Which is a bunch of bullshit excuses.

Don't get me wrong. Inner cities largely are "food desserts". But the bulk of America's obesity problem isn't among the poor. It's among the middle class (even if it's the lower middle class). And if you believe it's not possible to eat healthily on low wages, I'm here to prove that you're not paying attention. Eating healthily is not easy, mind. It requires work, and time, and sacrifice. But it's not impossible. And it doesn't require intervention (except maybe to modify tax policy for processed food).

This is Bourdain's point: if Deen really cared about families struggling to feed their families good food, she would use her celebrity to promote healthy cooking and eating. Not an endless parade of cakes and brownies, tempered only by roasted beasts.

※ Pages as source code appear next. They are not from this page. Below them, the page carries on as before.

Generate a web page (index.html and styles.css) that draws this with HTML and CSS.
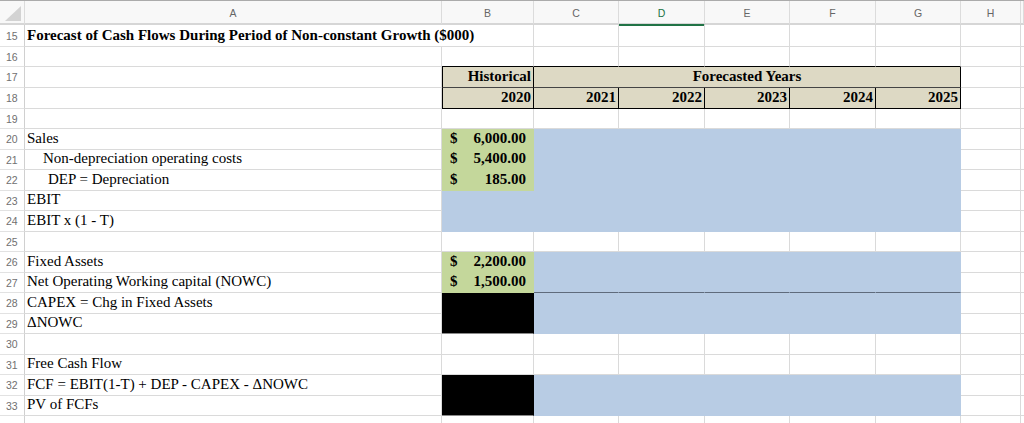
FILE: index.html
```html
<!DOCTYPE html>
<html>
<head>
<meta charset="utf-8">
<link rel="stylesheet" href="styles.css">
</head>
<body>
<div class="sheet">
  <div class="row colhead">
    <div class="ch corner"><svg width="24" height="24" viewBox="0 0 24 24"><polygon points="21,6 21,21 5,21" fill="#d3d3d3"/></svg></div>
    <div class="ch">A</div><div class="ch">B</div><div class="ch">C</div><div class="ch sel">D</div><div class="ch">E</div><div class="ch">F</div><div class="ch">G</div><div class="ch">H</div><div class="ch"></div>
  </div>

  <div class="row h22">
    <div class="rh">15</div>
    <div class="c a title span2">Forecast of Cash Flows During Period of Non-constant Growth ($000)</div>
    <div class="c"></div><div class="c"></div><div class="c"></div><div class="c"></div><div class="c"></div><div class="c"></div><div class="c"></div>
  </div>

  <div class="row h20">
    <div class="rh">16</div>
    <div class="c"></div><div class="c bt"></div><div class="c bt"></div><div class="c bt"></div><div class="c bt"></div><div class="c bt"></div><div class="c bt"></div><div class="c"></div><div class="c"></div>
  </div>

  <div class="row h21">
    <div class="rh">17</div>
    <div class="c"></div>
    <div class="c hd hd1 bl right">Historical</div>
    <div class="c hd hd1 span5 center">Forecasted Years</div>
    <div class="c"></div><div class="c"></div>
  </div>

  <div class="row h21">
    <div class="rh">18</div>
    <div class="c"></div>
    <div class="c hd hd2 bl right">2020</div>
    <div class="c hd hd2 right">2021</div>
    <div class="c hd hd2 right">2022</div>
    <div class="c hd hd2 right">2023</div>
    <div class="c hd hd2 right">2024</div>
    <div class="c hd hd2 right">2025</div>
    <div class="c"></div><div class="c"></div>
  </div>

  <div class="row h20">
    <div class="rh">19</div>
    <div class="c"></div><div class="c"></div><div class="c"></div><div class="c"></div><div class="c"></div><div class="c"></div><div class="c"></div><div class="c"></div><div class="c"></div>
  </div>

  <div class="row h21">
    <div class="rh">20</div>
    <div class="c a">Sales</div>
    <div class="c grn acct"><span>$</span><span>6,000.00</span></div>
    <div class="c blu"></div><div class="c blu"></div><div class="c blu"></div><div class="c blu"></div><div class="c blu"></div>
    <div class="c"></div><div class="c"></div>
  </div>

  <div class="row h20">
    <div class="rh">21</div>
    <div class="c a ind1">Non-depreciation operating costs</div>
    <div class="c grn acct"><span>$</span><span>5,400.00</span></div>
    <div class="c blu"></div><div class="c blu"></div><div class="c blu"></div><div class="c blu"></div><div class="c blu"></div>
    <div class="c"></div><div class="c"></div>
  </div>

  <div class="row h21">
    <div class="rh">22</div>
    <div class="c a ind2">DEP = Depreciation</div>
    <div class="c grn acct"><span>$</span><span>185.00</span></div>
    <div class="c blu"></div><div class="c blu"></div><div class="c blu"></div><div class="c blu"></div><div class="c blu"></div>
    <div class="c"></div><div class="c"></div>
  </div>

  <div class="row h20">
    <div class="rh">23</div>
    <div class="c a">EBIT</div>
    <div class="c blu"></div><div class="c blu"></div><div class="c blu"></div><div class="c blu"></div><div class="c blu"></div><div class="c blu"></div>
    <div class="c"></div><div class="c"></div>
  </div>

  <div class="row h21">
    <div class="rh">24</div>
    <div class="c a">EBIT x (1 - T)</div>
    <div class="c blu"></div><div class="c blu"></div><div class="c blu"></div><div class="c blu"></div><div class="c blu"></div><div class="c blu"></div>
    <div class="c"></div><div class="c"></div>
  </div>

  <div class="row h20">
    <div class="rh">25</div>
    <div class="c"></div><div class="c"></div><div class="c"></div><div class="c"></div><div class="c"></div><div class="c"></div><div class="c"></div><div class="c"></div><div class="c"></div>
  </div>

  <div class="row h21">
    <div class="rh">26</div>
    <div class="c a">Fixed Assets</div>
    <div class="c grn acct"><span>$</span><span>2,200.00</span></div>
    <div class="c blu"></div><div class="c blu"></div><div class="c blu"></div><div class="c blu"></div><div class="c blu"></div>
    <div class="c"></div><div class="c"></div>
  </div>

  <div class="row h20">
    <div class="rh">27</div>
    <div class="c a">Net Operating Working capital (NOWC)</div>
    <div class="c grn acct"><span>$</span><span>1,500.00</span></div>
    <div class="c blu dk"></div><div class="c blu dk"></div><div class="c blu dk"></div><div class="c blu dk"></div><div class="c blu dk"></div>
    <div class="c"></div><div class="c"></div>
  </div>

  <div class="row h21">
    <div class="rh">28</div>
    <div class="c a">CAPEX = Chg in Fixed Assets</div>
    <div class="c blk"></div>
    <div class="c blu"></div><div class="c blu"></div><div class="c blu"></div><div class="c blu"></div><div class="c blu"></div>
    <div class="c"></div><div class="c"></div>
  </div>

  <div class="row h20">
    <div class="rh">29</div>
    <div class="c a">&Delta;NOWC</div>
    <div class="c blk last"></div>
    <div class="c blu"></div><div class="c blu"></div><div class="c blu"></div><div class="c blu"></div><div class="c blu"></div>
    <div class="c"></div><div class="c"></div>
  </div>

  <div class="row h21">
    <div class="rh">30</div>
    <div class="c"></div><div class="c"></div><div class="c"></div><div class="c"></div><div class="c"></div><div class="c"></div><div class="c"></div><div class="c"></div><div class="c"></div>
  </div>

  <div class="row h20">
    <div class="rh">31</div>
    <div class="c a">Free Cash Flow</div>
    <div class="c"></div><div class="c"></div><div class="c"></div><div class="c"></div><div class="c"></div><div class="c"></div><div class="c"></div><div class="c"></div>
  </div>

  <div class="row h21">
    <div class="rh">32</div>
    <div class="c a">FCF = EBIT(1-T) + DEP - CAPEX - &Delta;NOWC</div>
    <div class="c blk"></div>
    <div class="c blu"></div><div class="c blu"></div><div class="c blu"></div><div class="c blu"></div><div class="c blu"></div>
    <div class="c"></div><div class="c"></div>
  </div>

  <div class="row h20">
    <div class="rh">33</div>
    <div class="c a">PV of FCFs</div>
    <div class="c blk last"></div>
    <div class="c blu"></div><div class="c blu"></div><div class="c blu"></div><div class="c blu"></div><div class="c blu"></div>
    <div class="c"></div><div class="c"></div>
  </div>

  <div class="row h20">
    <div class="rh"></div>
    <div class="c"></div><div class="c"></div><div class="c"></div><div class="c"></div><div class="c"></div><div class="c"></div><div class="c"></div><div class="c"></div><div class="c"></div>
  </div>
</div>
</body>
</html>
```

FILE: styles.css
```css
* { box-sizing: border-box; }
html, body {
  margin: 0;
  padding: 0;
  background: #fff;
  overflow: hidden;
  height: 423px;
}
.sheet {
  width: 1024px;
  font-family: "Liberation Serif", "Times New Roman", serif;
  font-size: 15px;
  line-height: 17px;
  color: #000;
}
.row {
  display: grid;
  grid-template-columns: 25px 417px 92px 85px 86px 85px 86px 85px 60px 1fr;
}
.h20 { height: 20px; }
.h21 { height: 21px; }
.h22 { height: 22px; }

.colhead {
  height: 25px;
  border-top: 1px solid #ababab;
  border-bottom: 2px solid #d6d6d6;
  background: #f8f8f8;
}
.ch {
  display: flex;
  align-items: center;
  justify-content: center;
  font-family: "Liberation Sans", Arial, sans-serif;
  font-size: 10.5px;
  line-height: 12px;
  color: #666;
  border-right: 1px solid #dcdcdc;
}
.ch.corner {
  justify-content: flex-start;
  align-items: flex-start;
}
.ch.corner svg { display: block; margin-top: -1px; }
.ch.sel {
  color: #217346;
  border-bottom: 2px solid #217346;
  margin-bottom: -2px;
}

.rh {
  display: flex;
  align-items: center;
  padding-left: 6px;
  font-family: "Liberation Sans", Arial, sans-serif;
  font-size: 10.5px;
  line-height: 12px;
  color: #707070;
  border-right: 1px solid #d0d0d0;
  border-bottom: 1px solid #e2e2e2;
  background: #fff;
}

.c {
  display: flex;
  align-items: flex-end;
  padding: 0 2px 2px 2px;
  border-right: 1px solid #dadada;
  border-bottom: 1px solid #dadada;
  white-space: nowrap;
  min-width: 0;
}
.a { padding-left: 2px; }
.ind1 { padding-left: 18px; }
.ind2 { padding-left: 23px; }
.title { font-weight: bold; }
.span2 { grid-column: span 2; }
.span5 { grid-column: span 5; }
.center { justify-content: center; }
.right { justify-content: flex-end; }

.bt { border-bottom-color: #000; }
.hd {
  background: #ddd9c4;
  font-weight: bold;
  border-right-color: #000;
}
.hd1 { border-bottom-color: #444; }
.hd2 { border-bottom-color: #000; }
.bl { border-left: 1px solid #000; }

.grn { background: #c4d79b; border-right-color: #c4d79b; border-bottom-color: #c4d79b; }
.blu { background: #b8cce4; border-right-color: #b8cce4; border-bottom-color: #b8cce4; }
.blu.dk { border-bottom-color: #5f6b7c; }
.blk { background: #000; border-right-color: #000; border-bottom-color: #000; }
.blk.last { border-bottom-color: #8a8a8a; }

.acct {
  justify-content: space-between;
  font-weight: bold;
  padding-left: 8px;
  padding-right: 7px;
}
```
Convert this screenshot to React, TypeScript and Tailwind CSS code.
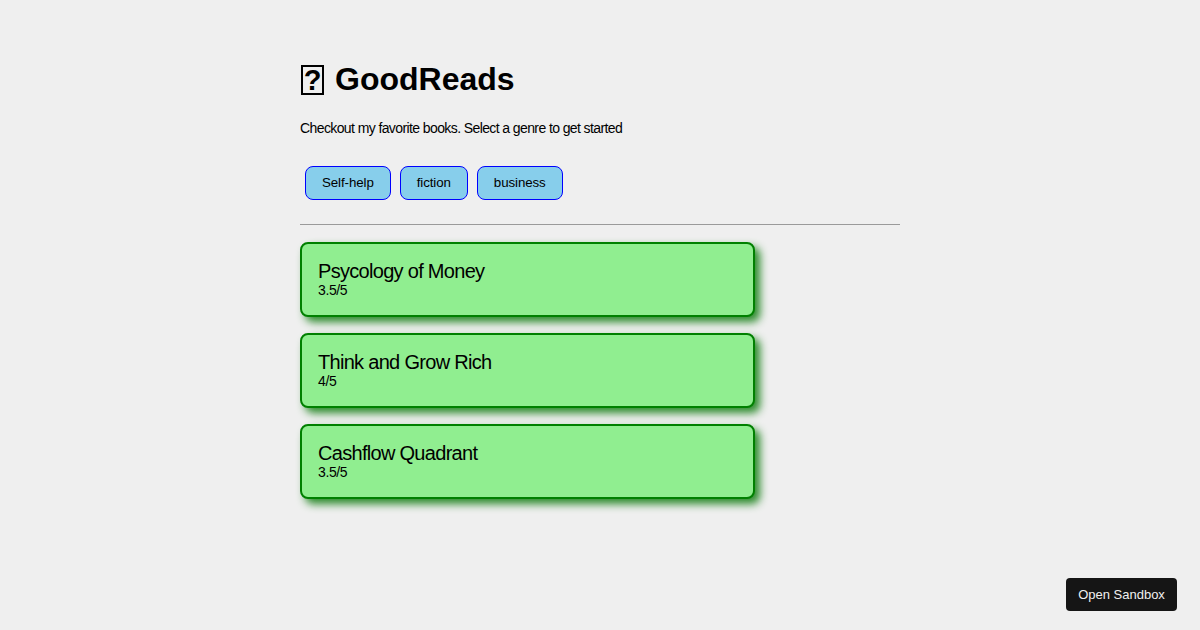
import React from "react";

type Book = { name: string; rating: string };

const books: Book[] = [
  { name: "Psycology of Money", rating: "3.5/5" },
  { name: "Think and Grow Rich", rating: "4/5" },
  { name: "Cashflow Quadrant", rating: "3.5/5" },
];

const genres = ["Self-help", "fiction", "business"];

export default function App() {
  return (
    <div
      className="min-h-[630px] w-full bg-[#efefef] text-black"
      style={{ fontFamily: '"Liberation Sans", Arial, sans-serif' }}
    >
      <div className="mx-auto w-[600px] pt-[61px]">
        <h1 className="flex items-center text-[32px] font-bold leading-[37px]">
          <span className="ml-[1px] mr-[11px] flex h-[30px] w-[23px] items-center justify-center border-2 border-black pt-[1px] text-[29px] font-bold leading-none">
            ?
          </span>
          GoodReads
        </h1>
        <p className="mt-[22px] text-[14px] leading-[16px] tracking-[-0.6px]">
          Checkout my favorite books. Select a genre to get started
        </p>
        <div className="mt-[30px] flex gap-[9px] pl-[5px]">
          {genres.map((g) => (
            <button
              key={g}
              className="h-[34px] rounded-[8px] border border-[#0000ff] bg-[#87ceeb] px-[16px] pb-[2px] text-[13.33px] leading-[15px] tracking-[-0.1px]"
            >
              {g}
            </button>
          ))}
        </div>
        <hr className="mt-[24px] border-0 border-t border-[#9a9a9a]" />
        <ul className="mt-[17px] flex flex-col gap-[16px]">
          {books.map((b) => (
            <li
              key={b.name}
              className="w-[455px] rounded-[8px] border-2 border-[#008000] bg-[#90ee90] px-[16px] pt-[16px] pb-[17px] shadow-[5px_5px_8px_#2a8a2a]"
            >
              <div className="text-[20px] leading-[22px] tracking-[-0.7px]">{b.name}</div>
              <div className="text-[14px] leading-[16px] tracking-[-0.4px]">{b.rating}</div>
            </li>
          ))}
        </ul>
      </div>
      <button className="fixed bottom-[19px] right-[23px] h-[33px] w-[111px] rounded-[4px] bg-[#151515] text-[13px] text-[#f0f0f0]">
        Open Sandbox
      </button>
    </div>
  );
}
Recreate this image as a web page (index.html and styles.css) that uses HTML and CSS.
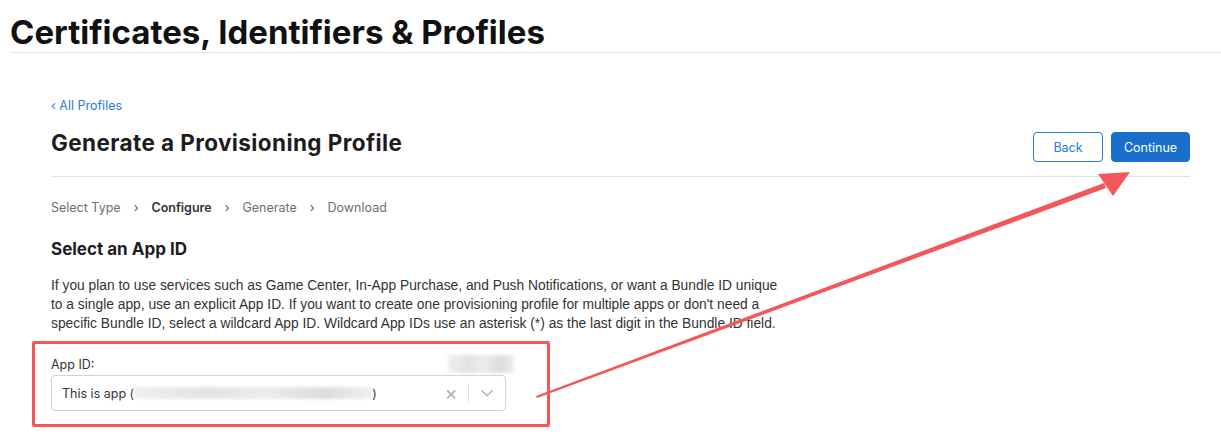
FILE: index.html
```html
<!DOCTYPE html>
<html lang="en">
<head>
    <meta charset="UTF-8">
    <title>Generate a Provisioning Profile</title>
    <link rel="stylesheet" href="styles.css">
</head>
<body>
    <div class="top">
        <h1>Certificates, Identifiers &amp; Profiles</h1>
    </div>

    <div class="content">
        <a class="back-link" href="#">&lsaquo; All Profiles</a>

        <div class="page-head">
            <h2>Generate a Provisioning Profile</h2>
            <div class="actions">
                <button class="btn btn-outline">Back</button>
                <button class="btn btn-primary">Continue</button>
            </div>
        </div>

        <div class="steps">
            <span>Select Type</span>
            <span class="sep">&rsaquo;</span>
            <span class="current">Configure</span>
            <span class="sep">&rsaquo;</span>
            <span>Generate</span>
            <span class="sep">&rsaquo;</span>
            <span>Download</span>
        </div>

        <h3>Select an App ID</h3>
        <p class="intro">If you plan to use services such as Game Center, In-App Purchase, and Push Notifications, or want a Bundle ID unique to a single app, use an explicit App ID. If you want to create one provisioning profile for multiple apps or don't need a specific Bundle ID, select a wildcard App ID. Wildcard App IDs use an asterisk (*) as the last digit in the Bundle ID field.</p>

        <div class="field highlight">
            <div class="field-label">
                <label>App ID:</label>
                <span class="blur blur-tag"></span>
            </div>
            <div class="select">
                <div class="select-value">This is app (<span class="blur blur-id"></span>)</div>
                <span class="clear">&times;</span>
                <span class="divider"></span>
                <span class="chevron">
                    <svg width="14" height="8" viewBox="0 0 14 8"><path d="M1.5 1.5 L7 6.5 L12.5 1.5" fill="none" stroke="#b3b3b3" stroke-width="1.4"/></svg>
                </span>
            </div>
        </div>
    </div>

    <svg class="annotation" width="1221" height="442" viewBox="0 0 1221 442">
        <polygon points="536,396 1104,183 1106,188 537,398" fill="#f4575a"/>
        <polygon points="1130,172 1098,174 1113,196" fill="#f4575a"/>
    </svg>
</body>
</html>
```

FILE: styles.css
```css
* {
    margin: 0;
    padding: 0;
    box-sizing: border-box;
}

body {
    font-family: Inter, "Liberation Sans", Arial, sans-serif;
    color: #1d1d1f;
    background: #fff;
    width: 1221px;
    height: 442px;
    overflow: hidden;
    position: relative;
}

.top {
    margin-left: 10px;
    padding-top: 12px;
    border-bottom: 1px solid #e5e5e5;
}

.top h1 {
    font-size: 33px;
    font-weight: 700;
    line-height: 40px;
    color: #111;
}

.content {
    padding: 0 31px 0 51px;
}

.back-link {
    display: inline-block;
    margin-top: 45px;
    font-size: 12.5px;
    color: #2b7bd6;
    text-decoration: none;
}

.page-head {
    display: flex;
    justify-content: space-between;
    align-items: flex-end;
    margin-top: 15px;
    padding-bottom: 14px;
    border-bottom: 1px solid #e2e2e2;
}

.page-head h2 {
    font-size: 22.5px;
    font-weight: 700;
    letter-spacing: 0.4px;
    line-height: 28px;
    margin-bottom: 5px;
    color: #1d1d1f;
}

.actions {
    display: flex;
    gap: 8px;
}

.btn {
    font-family: inherit;
    font-size: 12.5px;
    height: 30px;
    border-radius: 4px;
    cursor: pointer;
}

.btn-outline {
    width: 70px;
    background: #fff;
    color: #2b7bd6;
    border: 1px solid #2b7bd6;
}

.btn-primary {
    width: 79px;
    background: #1a6fcc;
    color: #fff;
    border: 1px solid #1a6fcc;
}

.steps {
    display: flex;
    gap: 13px;
    margin-top: 23px;
    font-size: 12.5px;
    color: #6e6e73;
}

.steps .current {
    color: #333;
    font-weight: 600;
}

.steps .sep {
    color: #555;
}

h3 {
    margin-top: 22px;
    font-size: 17px;
    font-weight: 700;
    line-height: 24px;
}

.intro {
    margin-top: 15px;
    max-width: 736px;
    font-family: "Liberation Sans", Arial, sans-serif;
    font-size: 13.8px;
    line-height: 19px;
    color: #333;
}

.field {
    position: relative;
    margin-top: 21px;
    width: 455px;
}

.highlight::before {
    content: "";
    position: absolute;
    left: -19px;
    top: -13px;
    width: 518px;
    height: 86px;
    box-sizing: border-box;
    border: 3px solid #f4575a;
    border-radius: 2px;
}

.field-label {
    display: flex;
    justify-content: space-between;
    align-items: center;
    height: 20px;
}

.field-label label {
    font-size: 12.5px;
    color: #333;
}

.blur {
    display: inline-block;
    background: linear-gradient(90deg, #ececec, #dcdcdc 30%, #e8e8e8 55%, #d4d4d4 80%, #ececec);
    opacity: 0.8;
    filter: blur(1.5px);
}

.blur-tag {
    width: 66px;
    height: 18px;
    margin-right: -8px;
}

.select {
    display: flex;
    align-items: center;
    height: 36px;
    margin-top: 1px;
    border: 1px solid #d2d2d7;
    border-radius: 4px;
    padding-left: 10px;
}

.select-value {
    flex: 1;
    display: flex;
    align-items: center;
    font-size: 12.5px;
    color: #333;
}

.blur-id {
    width: 238px;
    height: 12px;
}

.clear {
    font-size: 20px;
    color: #b3b3b3;
    width: 18px;
    text-align: center;
    margin-right: 8px;
}

.divider {
    width: 1px;
    height: 20px;
    background: #ddd;
}

.chevron {
    display: flex;
    align-items: center;
    justify-content: center;
    width: 36px;
}

.annotation {
    position: absolute;
    left: 0;
    top: 0;
    pointer-events: none;
}
```
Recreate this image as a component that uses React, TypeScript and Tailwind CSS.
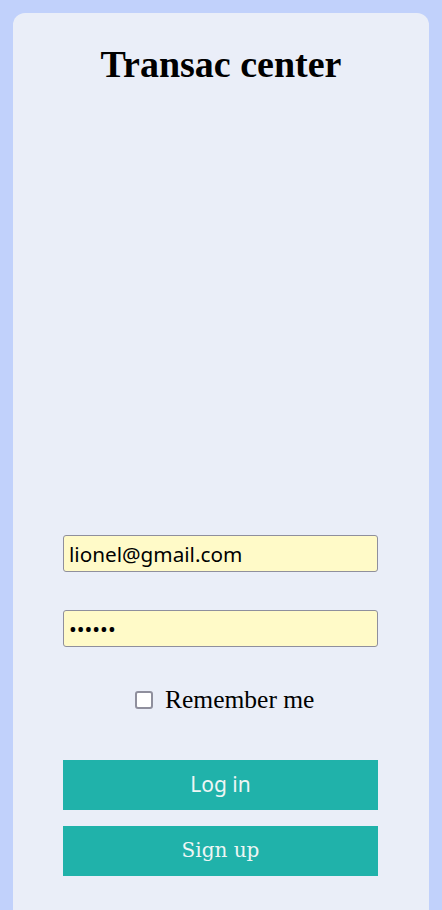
export default function App() {
  return (
    <div className="min-h-screen bg-[#c1d1fb] px-[13px] pt-[13px]">
      <div className="flex min-h-[897px] flex-col items-center rounded-t-[12px] bg-[#eaeef8] px-[50px]">
        {/* Title */}
        <h1 className="mt-[29px] font-['Liberation_Serif',serif] text-[38px] font-bold leading-[44px] text-black">
          Transac center
        </h1>

        {/* Form */}
        <form className="mt-[449px] flex flex-col items-start self-stretch">
          <input
            type="email"
            defaultValue="lionel@gmail.com"
            className="h-[37px] w-[315px] rounded-[3px] border border-[#8f8f9d] bg-[#fffac8] px-[5px] font-['Noto_Sans',sans-serif] text-[20.7px] text-black outline-none"
          />
          <input
            type="password"
            defaultValue="secret"
            className="mt-[38px] h-[37px] w-[315px] rounded-[3px] border border-[#8f8f9d] bg-[#fffac8] px-[5px] font-['Noto_Sans',sans-serif] text-[20.7px] text-black outline-none"
          />

          <label className="mt-[37px] ml-[72px] flex items-center gap-[12px] font-['Liberation_Serif',serif] text-[25.5px] leading-[32px] text-black">
            <span className="h-[18px] w-[18px] rounded-[3px] border-2 border-[#8f8f9d] bg-white" />
            Remember me
          </label>

          <button
            type="button"
            className="mt-[44px] h-[50px] w-[315px] bg-[#20b2aa] font-['Noto_Sans',sans-serif] text-[21px] text-[#eef6f5]"
          >
            Log in
          </button>
          <button
            type="button"
            className="mt-[16px] h-[50px] w-[315px] bg-[#20b2aa] pb-[3px] font-['DejaVu_Serif',serif] text-[20px] text-[#eef6f5]"
          >
            Sign up
          </button>
        </form>
      </div>
    </div>
  );
}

Eating healthily means you have to cook for yourself. You have to buy fresh fruit and vegetables, and cut them and chop them and steam, blanch, or saute them. I did it on what is now $7/hour. You can do it. You may have to give up watching TV in order to shop and cook (without slicing off a finger). You may have to learn a lot about how food works when it's in your pan or pot. You may have to eat a lot less meat and potatoes and a lot more rice and beans. But, if you have fresh vegetables and fruit available to you at a distance comparable to that you go to get your Mickey Ds (or whatever is your particular poison), and you are paying for anything beyond shelter, transportation, and power for your stove, you have no one to blame but yourself if you are not eating healthily.

Once you make this transition, you might even be able to afford a bottle of wine to go with it once in a while (I hear there's something called "3-buck Chuck"; I'm guessing there's competitors....).